The Iranians are responsible for their current regime, trying to blame that on the U.S. is great rhetoric but wrong. Islam has always groped for power. The tyrants who now run Iran have finally gotten their chance to show Islam's true colors. Read about what they did to the Ba'Hai after the revolution.
Current Iran does start wars, the last Israeli-Lebanon war started because their dogs in Lebanon decided to listen to their Iranian masters.
Bringing up the the fact the U.S. used nukes is entirely out of context. The result of not using them would have been many more thousands of American and Japanese deaths. The U.S. has never used them since nor has threatened to use them. On the other hand, the current Iranian regime has threatened that if they get them, they will nuke Israel.
Whitewashing the Iranian regime is nice academic play, but that is all it is.
Wrong. There were maybe a handful of Americans within Iran during the revolution. The Iranians did all that to each other.
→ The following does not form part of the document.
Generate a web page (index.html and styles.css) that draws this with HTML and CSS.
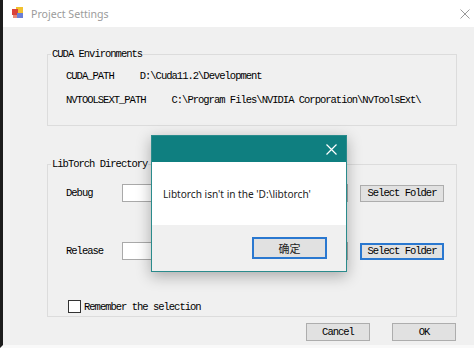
FILE: index.html
```html
<!DOCTYPE html>
<html lang="en">
<head>
<meta charset="utf-8"/>
<title>Project Settings</title>
<link rel="stylesheet" href="styles.css">
</head>
<body>
<div class="window">
  <div class="titlebar">
    <svg class="app-icon" width="12" height="12" viewBox="0 0 12 12">
      <rect x="4" y="0" width="7" height="7" fill="#f2c12e"/>
      <rect x="0" y="2" width="6" height="6" fill="#d9423a"/>
      <rect x="5" y="6" width="6" height="5" fill="#6b7fd6"/>
      <rect x="1" y="8" width="4" height="3" fill="#e58a7a"/>
    </svg>
    <span class="title">Project Settings</span>
    <svg class="title-close" width="10" height="10" viewBox="0 0 10 10">
      <path d="M0.5 0.5 L9.5 9.5 M9.5 0.5 L0.5 9.5" stroke="#9a9a9a" stroke-width="1"/>
    </svg>
  </div>

  <div class="content">
    <fieldset class="group cuda">
      <legend>CUDA Environments</legend>
      <div class="env-row"><span class="env-name">CUDA_PATH</span><span class="env-value">D:\Cuda11.2\Development</span></div>
      <div class="env-row"><span class="env-name">NVTOOLSEXT_PATH</span><span class="env-value">C:\Program Files\NVIDIA Corporation\NvToolsExt\</span></div>
    </fieldset>

    <fieldset class="group libtorch">
      <legend>LibTorch Directory</legend>
      <div class="dir-row">
        <span class="dir-label">Debug</span>
        <div class="dir-input"></div>
        <button class="btn folder">Select Folder</button>
      </div>
      <div class="dir-row">
        <span class="dir-label">Release</span>
        <div class="dir-input"></div>
        <button class="btn folder focused">Select Folder</button>
      </div>
      <label class="remember">
        <span class="checkbox"></span>Remember the selection
      </label>
    </fieldset>

    <div class="actions">
      <button class="btn action">Cancel</button>
      <button class="btn action">OK</button>
    </div>
  </div>

  <div class="msgbox">
    <div class="msg-title">
      <svg width="11" height="11" viewBox="0 0 11 11">
        <path d="M0.5 0.5 L10.5 10.5 M10.5 0.5 L0.5 10.5" stroke="#ffffff" stroke-width="1.2"/>
      </svg>
    </div>
    <div class="msg-body">Libtorch isn't in the 'D:\libtorch'</div>
    <div class="msg-footer">
      <button class="msg-ok">确定</button>
    </div>
  </div>
</div>
</body>
</html>
```

FILE: styles.css
```css
body {
  margin: 0;
  background-color: #f0f0f0;
}
.window {
  position: relative;
  height: 348px;
  box-sizing: border-box;
  border-left: 3px solid #1c1c1c;
  border-bottom: 3px solid #f9f9f9;
  background-color: #f0f0f0;
  font-family: 'Liberation Mono', monospace;
  font-size: 10.5px;
  letter-spacing: -1px;
  color: #000;
}
.titlebar {
  display: flex;
  align-items: center;
  height: 27px;
  background-color: #fff;
  padding-left: 9px;
}
.app-icon {
  margin-right: 7px;
  margin-top: -2px;
}
.title {
  font-family: 'Noto Sans', sans-serif;
  font-size: 10.6px;
  letter-spacing: 0;
  color: #9b9b9b;
}
.title-close {
  margin-left: auto;
  margin-right: 4px;
}
.content {
  padding: 21px 17px 0 44px;
}
.group {
  margin: 0;
  padding: 4px 12px 0 18px;
  border: 1px solid #dcdcdc;
}
.group legend {
  padding: 0 1px;
  margin-left: -15px;
  line-height: 12px;
}
.cuda {
  height: 78px;
  box-sizing: border-box;
}
.env-row {
  height: 24px;
  display: flex;
  align-items: center;
}
.env-value {
  margin-left: 26px;
}
.libtorch {
  margin-top: 32px;
  height: 159px;
  box-sizing: border-box;
  padding-top: 14px;
}
.dir-row {
  display: flex;
  align-items: center;
  height: 18px;
  margin-bottom: 40px;
}
.dir-label {
  width: 56px;
}
.dir-input {
  width: 226px;
  height: 18px;
  box-sizing: border-box;
  background-color: #fff;
  border: 1px solid #a9a9a9;
}
.btn {
  font-family: 'Liberation Mono', monospace;
  font-size: 10.5px;
  letter-spacing: -1px;
  color: #000;
  background-color: #e1e1e1;
  border: 1px solid #adadad;
  padding: 0;
  box-sizing: border-box;
}
.folder {
  width: 84px;
  height: 17px;
  margin-left: 12px;
}
.focused {
  border: 2px solid #2a78d0;
}
.remember {
  display: flex;
  align-items: center;
  margin-top: 1px;
  padding-left: 2px;
}
.checkbox {
  width: 11px;
  height: 11px;
  background-color: #fff;
  border: 1px solid #333;
  margin-right: 3px;
}
.actions {
  display: flex;
  justify-content: flex-end;
  gap: 22px;
  margin-top: 6px;
  padding-right: 1px;
}
.action {
  width: 64px;
  height: 18px;
}
.msgbox {
  position: absolute;
  left: 148px;
  top: 135px;
  width: 194px;
  border: 1px solid #2a8b8c;
  background-color: #fff;
  box-shadow: 0 4px 14px rgba(0, 0, 0, 0.3);
  font-family: 'Noto Sans', sans-serif;
  letter-spacing: 0;
}
.msg-title {
  display: flex;
  justify-content: flex-end;
  align-items: center;
  height: 26px;
  background-color: #0f7f80;
  padding-right: 9px;
}
.msg-body {
  height: 63px;
  display: flex;
  align-items: center;
  padding-left: 11px;
  font-size: 10.1px;
  color: #222;
}
.msg-footer {
  display: flex;
  justify-content: flex-end;
  height: 46px;
  background-color: #f0f0f0;
  padding: 12px 19px 0 0;
  box-sizing: border-box;
}
.msg-ok {
  width: 75px;
  height: 22px;
  background-color: #e1e1e1;
  border: 2px solid #2a78d0;
  font-family: 'Noto Sans CJK SC', sans-serif;
  font-size: 11px;
  color: #222;
  padding: 0;
}
```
Did what to each other during the revolution? Khomeini was not known by 95% of the people in Iran 2 years before revolution until he went to France and western media started to cover him and bring his voice to Iranian. When the airports during the revolution were closed it was France government which allowed Khomeini to embark the airplane and forced Shah's regime to allow it to land in Tehran airport. In my opinion, shah was replaced by Khomeini because it was believed islam can counter communism better than Shah. The same strategy was used in Afghanistan. Taliban was trained by the US to counter communists in Afghanistan.
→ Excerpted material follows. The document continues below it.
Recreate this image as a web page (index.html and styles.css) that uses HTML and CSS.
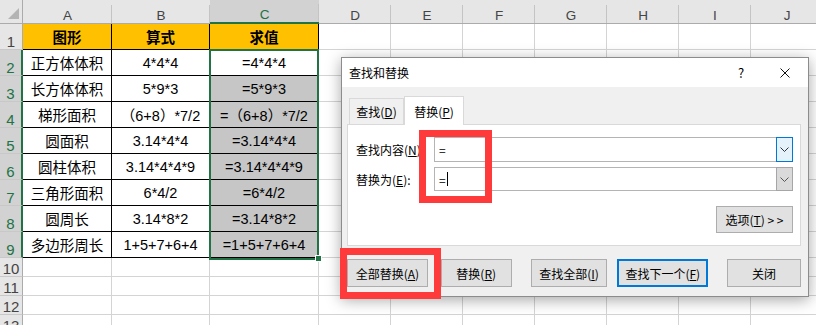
FILE: index.html
```html
<!DOCTYPE html>
<html lang="zh-CN">
<head>
  <meta charset="UTF-8" />
  <title>查找和替换</title>
  <link rel="stylesheet" href="styles.css">
</head>
<body>
  <div class="page">
    <div class="sheet">
      <div class="corner"><span class="tri"></span></div>
      <div class="ch">A</div><div class="ch">B</div><div class="ch on">C</div><div class="ch">D</div><div class="ch">E</div><div class="ch">F</div><div class="ch">G</div><div class="ch">H</div><div class="ch">I</div><div class="ch">J</div>

      <div class="rh">1</div>
      <div class="c t hd">图形</div><div class="c t hd">算式</div><div class="c t hd">求值</div>
      <div class="c"></div><div class="c"></div><div class="c"></div><div class="c"></div><div class="c"></div><div class="c"></div><div class="c"></div>

      <div class="rh on">2</div>
      <div class="c t">正方体体积</div><div class="c t">4*4*4</div>
      <div class="c t act">=4*4*4<div class="selbox"><span class="handle"></span></div></div>
      <div class="c"></div><div class="c"></div><div class="c"></div><div class="c"></div><div class="c"></div><div class="c"></div><div class="c"></div>

      <div class="rh on">3</div>
      <div class="c t">长方体体积</div><div class="c t">5*9*3</div><div class="c t sel">=5*9*3</div>
      <div class="c"></div><div class="c"></div><div class="c"></div><div class="c"></div><div class="c"></div><div class="c"></div><div class="c"></div>

      <div class="rh on">4</div>
      <div class="c t">梯形面积</div><div class="c t">（6+8）*7/2</div><div class="c t sel">=（6+8）*7/2</div>
      <div class="c"></div><div class="c"></div><div class="c"></div><div class="c"></div><div class="c"></div><div class="c"></div><div class="c"></div>

      <div class="rh on">5</div>
      <div class="c t">圆面积</div><div class="c t">3.14*4*4</div><div class="c t sel">=3.14*4*4</div>
      <div class="c"></div><div class="c"></div><div class="c"></div><div class="c"></div><div class="c"></div><div class="c"></div><div class="c"></div>

      <div class="rh on">6</div>
      <div class="c t">圆柱体积</div><div class="c t">3.14*4*4*9</div><div class="c t sel">=3.14*4*4*9</div>
      <div class="c"></div><div class="c"></div><div class="c"></div><div class="c"></div><div class="c"></div><div class="c"></div><div class="c"></div>

      <div class="rh on">7</div>
      <div class="c t">三角形面积</div><div class="c t">6*4/2</div><div class="c t sel">=6*4/2</div>
      <div class="c"></div><div class="c"></div><div class="c"></div><div class="c"></div><div class="c"></div><div class="c"></div><div class="c"></div>

      <div class="rh on">8</div>
      <div class="c t">圆周长</div><div class="c t">3.14*8*2</div><div class="c t sel">=3.14*8*2</div>
      <div class="c"></div><div class="c"></div><div class="c"></div><div class="c"></div><div class="c"></div><div class="c"></div><div class="c"></div>

      <div class="rh on">9</div>
      <div class="c t">多边形周长</div><div class="c t">1+5+7+6+4</div><div class="c t sel">=1+5+7+6+4</div>
      <div class="c"></div><div class="c"></div><div class="c"></div><div class="c"></div><div class="c"></div><div class="c"></div><div class="c"></div>

      <div class="rh">10</div>
      <div class="c"></div><div class="c"></div><div class="c"></div><div class="c"></div><div class="c"></div><div class="c"></div><div class="c"></div><div class="c"></div><div class="c"></div><div class="c"></div>
      <div class="rh">11</div>
      <div class="c"></div><div class="c"></div><div class="c"></div><div class="c"></div><div class="c"></div><div class="c"></div><div class="c"></div><div class="c"></div><div class="c"></div><div class="c"></div>
      <div class="rh">12</div>
      <div class="c"></div><div class="c"></div><div class="c"></div><div class="c"></div><div class="c"></div><div class="c"></div><div class="c"></div><div class="c"></div><div class="c"></div><div class="c"></div>
      <div class="rh">13</div>
      <div class="c"></div><div class="c"></div><div class="c"></div><div class="c"></div><div class="c"></div><div class="c"></div><div class="c"></div><div class="c"></div><div class="c"></div><div class="c"></div>
    </div>

    <div class="dialog">
      <div class="titlebar">
        <span class="title">查找和替换</span>
        <span class="help">?</span>
        <span class="close">
          <svg width="10" height="10" viewBox="0 0 10 10">
            <path d="M0.5 0.5 L9.5 9.5 M9.5 0.5 L0.5 9.5" stroke="#111" stroke-width="1" fill="none" />
          </svg>
        </span>
      </div>
      <div class="body">
        <div class="tabs">
          <div class="tab">查找(<u>D</u>)</div>
          <div class="tab active">替换(<u>P</u>)</div>
        </div>
        <div class="panel">
          <div class="field">
            <span class="label">查找内容(<u>N</u>)</span>
            <div class="combo">
              <span class="val">=</span>
              <span class="drop focus">
                <svg width="9" height="5" viewBox="0 0 9 5"><polyline points="0.5,0.5 4.5,4.5 8.5,0.5" stroke="#333" fill="none" /></svg>
              </span>
            </div>
          </div>
          <div class="field second">
            <span class="label">替换为(<u>E</u>):</span>
            <div class="combo">
              <span class="val">=<span class="caret"></span></span>
              <span class="drop">
                <svg width="9" height="5" viewBox="0 0 9 5"><polyline points="0.5,0.5 4.5,4.5 8.5,0.5" stroke="#555" fill="none" /></svg>
              </span>
            </div>
          </div>
          <div class="options">
            <button class="btn opt">选项(<u>T</u>) &gt; &gt;</button>
          </div>
        </div>
        <div class="buttons">
          <button class="btn b1">全部替换(<u>A</u>)</button>
          <button class="btn b2">替换(<u>R</u>)</button>
          <button class="btn b3">查找全部(<u>I</u>)</button>
          <button class="btn b4 default">查找下一个(<u>F</u>)</button>
          <button class="btn b5">关闭</button>
        </div>
      </div>
    </div>

    <div class="mark mark-find"></div>
    <div class="mark mark-all"></div>
  </div>
</body>
</html>
```

FILE: styles.css
```css
body {
  margin: 0;
  font-family: "Noto Sans CJK SC", sans-serif;
  color: #000;
}
.page {
  position: relative;
  width: 816px;
  height: 325px;
  overflow: hidden;
  background: #fff;
}

/* spreadsheet */
.sheet {
  display: grid;
  grid-template-columns: 23px 89px 98px 109px repeat(7, 72px);
  grid-template-rows: 24px repeat(9, 26px) repeat(4, 19px);
  font-family: "Liberation Sans", "Noto Sans CJK SC", sans-serif;
  font-size: 14.5px;
}
.sheet > div {
  box-sizing: border-box;
}
.corner {
  background: #e6e6e6;
  border-right: 1px solid #ababab;
  border-bottom: 1px solid #ababab;
  display: flex;
  align-items: flex-end;
  justify-content: flex-end;
  padding: 0 3px 4px 0;
}
.tri {
  width: 11px;
  height: 11px;
  background: #b4b4b4;
  clip-path: polygon(100% 0, 100% 100%, 0 100%);
}
.ch {
  background: linear-gradient(#c4c4c4, #c4c4c4) right bottom / 1px 18px no-repeat, #e6e6e6;
  border-bottom: 1px solid #ababab;
  color: #444;
  font-size: 13.5px;
  display: flex;
  align-items: center;
  justify-content: center;
  padding-top: 7px;
}
.ch.on {
  background-color: #d2d2d2;
  color: #217346;
  border-bottom: 2px solid #217346;
}
.rh {
  background: #e6e6e6;
  border-right: 1px solid #ababab;
  border-bottom: 1px solid #c8c8c8;
  color: #444;
  font-size: 15px;
  line-height: 15px;
  display: flex;
  align-items: flex-end;
  justify-content: center;
}
.rh.on {
  background: #d2d2d2;
  color: #217346;
  border-right: 2px solid #217346;
}
.c {
  border-right: 1px solid #d4d4d4;
  border-bottom: 1px solid #d4d4d4;
  display: flex;
  align-items: center;
  justify-content: center;
  white-space: nowrap;
}
.t {
  border-color: #000;
}
.hd {
  background: #ffc000;
  font-weight: bold;
}
.sel {
  background: #c6c6c6;
}
.act {
  position: relative;
}
.selbox {
  position: absolute;
  left: -1px;
  top: -1px;
  width: 110px;
  height: 211px;
  box-sizing: border-box;
  border: 2px solid #217346;
  z-index: 1;
}
.handle {
  position: absolute;
  right: -5px;
  bottom: -4px;
  width: 5px;
  height: 5px;
  background: #217346;
  border: 1px solid #fff;
}

/* find & replace dialog */
.dialog {
  position: absolute;
  left: 341px;
  top: 57px;
  width: 468px;
  height: 240px;
  box-sizing: border-box;
  border: 1px solid #8c8c8c;
  background: #f0f0f0;
  box-shadow: 0 3px 14px rgba(0, 0, 0, 0.35);
  display: flex;
  flex-direction: column;
  font-size: 12px;
  z-index: 2;
}
.titlebar {
  height: 29px;
  background: #fff;
  display: flex;
  align-items: center;
  padding-left: 7px;
}
.title {
  flex: 1;
}
.help {
  width: 12px;
  text-align: center;
  font-size: 13px;
  margin-right: 15px;
}
.close {
  width: 46px;
  height: 29px;
  display: flex;
  align-items: center;
  justify-content: center;
}
.body {
  padding: 9px 7px 0 5px;
}
.tabs {
  display: flex;
  align-items: flex-end;
  height: 28px;
  padding-left: 2px;
}
.tab {
  box-sizing: border-box;
  width: 55px;
  height: 26px;
  border: 1px solid #d9d9d9;
  border-bottom: none;
  display: flex;
  align-items: center;
  justify-content: center;
}
.tab.active {
  position: relative;
  z-index: 1;
  width: 60px;
  height: 29px;
  margin-bottom: -1px;
  background: #fff;
}
.panel {
  box-sizing: border-box;
  height: 122px;
  background: #fff;
  border: 1px solid #d9d9d9;
  padding: 12px 7px 0 8px;
}
.field {
  display: flex;
  align-items: center;
  height: 25px;
}
.field.second {
  margin-top: 5px;
  height: 24px;
}
.label {
  width: 78px;
}
.combo {
  flex: 1;
  height: 100%;
  box-sizing: border-box;
  display: flex;
  border: 1px solid #b4b4b4;
  background: #fff;
}
.val {
  flex: 1;
  display: flex;
  align-items: center;
  padding-left: 4px;
}
.caret {
  width: 1px;
  height: 14px;
  background: #000;
  margin-left: 1px;
}
.drop {
  width: 17px;
  margin: -1px -1px -1px 0;
  box-sizing: border-box;
  border: 1px solid #a6a6a6;
  background: #dadada;
  display: flex;
  align-items: center;
  justify-content: center;
}
.drop.focus {
  border-color: #0078d7;
  background: #e5f1fb;
}
.options {
  display: flex;
  justify-content: flex-end;
  margin-top: 15px;
}
.btn {
  box-sizing: border-box;
  height: 28px;
  padding: 0;
  border: 1px solid #adadad;
  background: #e1e1e1;
  font-family: inherit;
  font-size: 12px;
  color: #000;
}
.opt {
  width: 77px;
  height: 27px;
}
.buttons {
  display: flex;
  margin-top: 13px;
}
.b1 { width: 81px; }
.b2 { width: 71px; margin-left: 13px; }
.b3 { width: 77px; margin-left: 19px; }
.b4 { width: 91px; margin-left: 10px; }
.b5 { width: 74px; margin-left: 19px; }
.default {
  border: 2px solid #0078d7;
}

/* red highlight frames */
.mark {
  position: absolute;
  box-sizing: border-box;
  border: 7px solid #fe3a3a;
  z-index: 3;
}
.mark-find {
  left: 419px;
  top: 130px;
  width: 73px;
  height: 73px;
}
.mark-all {
  left: 340px;
  top: 248px;
  width: 101px;
  height: 51px;
}
```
Did you opposed the overthrow of Saddam? Which presidents did all this? Did you know that the US changes presidents from time to time?
No I didn't. I know the president changes but I also know it does not remove the wrong doings of previous presidents.
Wrong. The US hasn't started ANY wars in living memory. Not one. We've joined two after being attacked. But we didn't start either of those and we tried to stay out of them. Since then we learned that isolationism and cruel indifference don't work.
World believes you!
Don't worry, i'll tell the girl at the campus bookstore how multiculti you are. She'll be impressed.
Girls in the Campus already know. Both those in my lectures and outside. You do not need to bother yourself. And you are not as funny as you think.